When the grantor dies and the revocable trust becomes irrevocable, the successor trustee must handle several administrative tasks. The trust is now a separate taxpayer. The IRS requires the trust to obtain its own Employer Identification Number (EIN), even if it had one during the grantor’s lifetime.1Internal Revenue Service. Abusive Trust Tax Evasion Schemes – Questions and Answers The trustee can apply for a new EIN at no cost through the IRS website. Third-party sites that charge fees for this service are unnecessary.
The trust must now file its own income tax return (Form 1041) rather than having income reported on the grantor’s personal return. If the grantor also had a probate estate, the trustee may want to discuss a Section 645 election with a tax professional. This election allows the trust to be treated as part of the estate for income tax purposes for a limited time, potentially reducing the number of separate returns that need to be filed and providing some tax planning flexibility during the settlement period.
If your primary goal is protecting assets from your own creditors during your lifetime, a revocable trust with a spendthrift clause will not accomplish that. An irrevocable trust, where you permanently give up control over the assets, is the standard tool for lifetime asset protection. Once you transfer property to an irrevocable trust and you are not named as a beneficiary (or you are in a DAPT state with proper structuring), those assets are generally beyond the reach of your personal creditors.
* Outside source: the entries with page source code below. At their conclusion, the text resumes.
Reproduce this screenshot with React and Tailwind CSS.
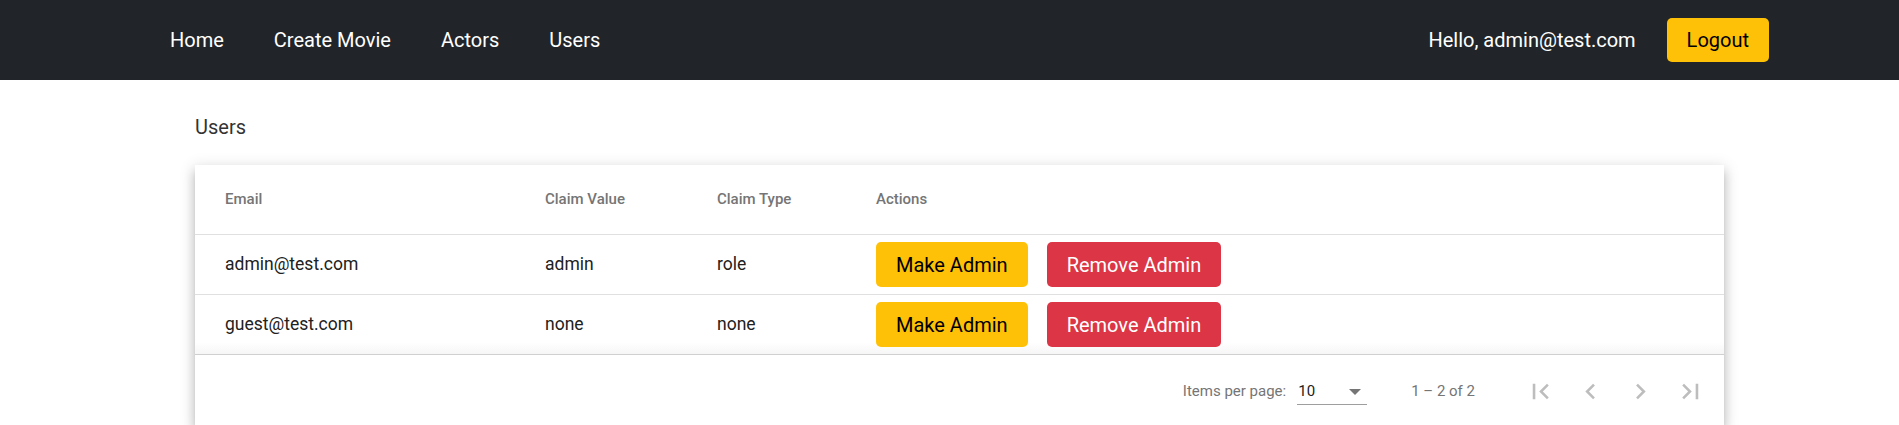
import React from "react";

const users = [
  { email: "admin@test.com", value: "admin", type: "role" },
  { email: "guest@test.com", value: "none", type: "none" },
];

function PageIcon({ d }) {
  return (
    <button className="w-[50px] h-[50px] flex items-center justify-center text-[#bdbdbd] cursor-default">
      <svg viewBox="0 0 24 24" width="31" height="31" fill="currentColor">
        <path d={d} />
      </svg>
    </button>
  );
}

export default function App() {
  return (
    <div className="min-h-[425px] bg-white font-['Roboto',sans-serif]">
      <nav className="h-[80px] bg-[#212529] flex items-center text-white text-[20px]">
        <div className="flex gap-[50px] ml-[170px]">
          <a href="#">Home</a>
          <a href="#">Create Movie</a>
          <a href="#">Actors</a>
          <a href="#">Users</a>
        </div>
        <div className="ml-auto mr-[130px] flex items-center gap-[31px]">
          <span>Hello, admin@test.com</span>
          <button className="h-[44px] px-[20px] rounded-[5px] bg-[#ffc107] text-black">Logout</button>
        </div>
      </nav>

      <main className="px-[195px] pt-[32px]">
        <h2 className="text-[20px] leading-[30px] text-[#333]">Users</h2>
        <div className="mt-[23px] w-[1529px] bg-white shadow-[0_5px_5px_-3px_rgba(0,0,0,0.2),0_8px_10px_1px_rgba(0,0,0,0.14),0_3px_14px_2px_rgba(0,0,0,0.12)]">
          <div className="grid grid-cols-[350px_172px_159px_1fr] h-[70px] items-center border-b border-[#e0e0e0] text-[15px] font-medium text-[#757575]">
            <div className="pl-[30px]">Email</div>
            <div>Claim Value</div>
            <div>Claim Type</div>
            <div>Actions</div>
          </div>
          {users.map((u, i) => (
            <div
              key={u.email}
              className={
                "grid grid-cols-[350px_172px_159px_1fr] h-[60px] items-center border-b text-[17.5px] text-[#212121] " +
                (i === users.length - 1
                  ? "border-[#d0d0d0] bg-gradient-to-b from-white from-80% to-[#f6f6f6]"
                  : "border-[#e0e0e0]")
              }
            >
              <div className="pl-[30px]">{u.email}</div>
              <div>{u.value}</div>
              <div>{u.type}</div>
              <div className="flex gap-[19px]">
                <button className="h-[45px] px-[20px] rounded-[5px] bg-[#ffc107] text-black text-[20px]">Make Admin</button>
                <button className="h-[45px] px-[20px] rounded-[5px] bg-[#dc3545] text-white text-[20px]">Remove Admin</button>
              </div>
            </div>
          ))}
          <div className="h-[70px] flex items-center justify-end pr-[9px] text-[15px] text-[#757575]">
            <span className="mt-[3px]">Items per page:</span>
            <div className="ml-[11px] w-[70px] h-[26px] mt-[4px] border-b border-[#9e9e9e] flex items-center justify-between pl-[1px] pr-[6px]">
              <span className="text-[#212121]">10</span>
              <span className="w-0 h-0 border-l-[6px] border-r-[6px] border-t-[6px] border-l-transparent border-r-transparent border-t-[#757575]"></span>
            </div>
            <span className="ml-[44px] mr-[40px] mt-[3px]">1 – 2 of 2</span>
            <div className="flex mt-[3px]">
              <PageIcon d="M18.41 16.59L13.82 12l4.59-4.59L17 6l-6 6 6 6zM6 6h2v12H6z" />
              <PageIcon d="M15.41 7.41L14 6l-6 6 6 6 1.41-1.41L10.83 12z" />
              <PageIcon d="M10 6L8.59 7.41 13.17 12l-4.58 4.59L10 18l6-6z" />
              <PageIcon d="M5.59 7.41L10.18 12l-4.59 4.59L7 18l6-6-6-6zM16 6h2v12h-2z" />
            </div>
          </div>
        </div>
      </main>
    </div>
  );
}
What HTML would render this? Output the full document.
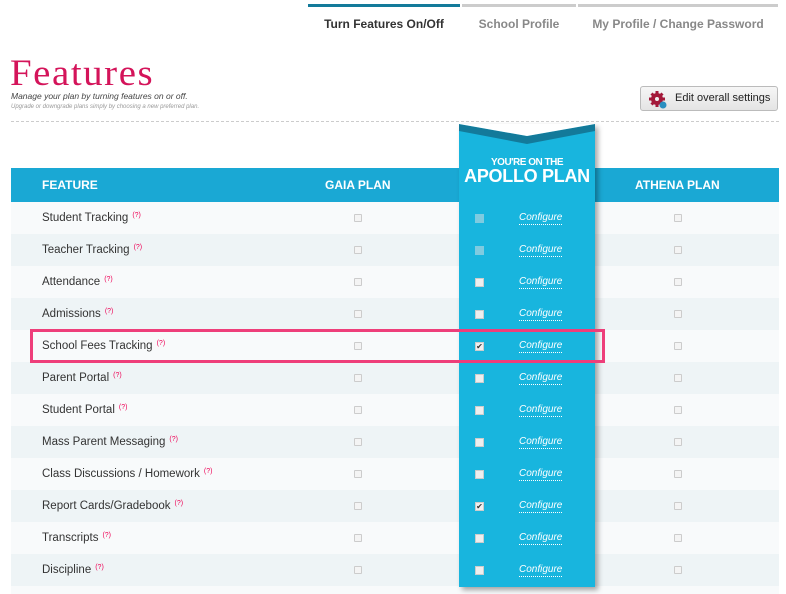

The tradeoff is real: you lose the ability to change the trust terms, reclaim assets, or adjust distributions. Professional or corporate trustees typically charge annual fees in the range of 1% to 2% of trust assets, adding ongoing cost. And the transfer itself may have gift tax implications depending on the value of the assets moved into the trust. For most families, the revocable trust remains the right choice for avoiding probate and managing assets through incapacity, with the spendthrift clause serving as delayed protection for the next generation rather than a shield for the grantor.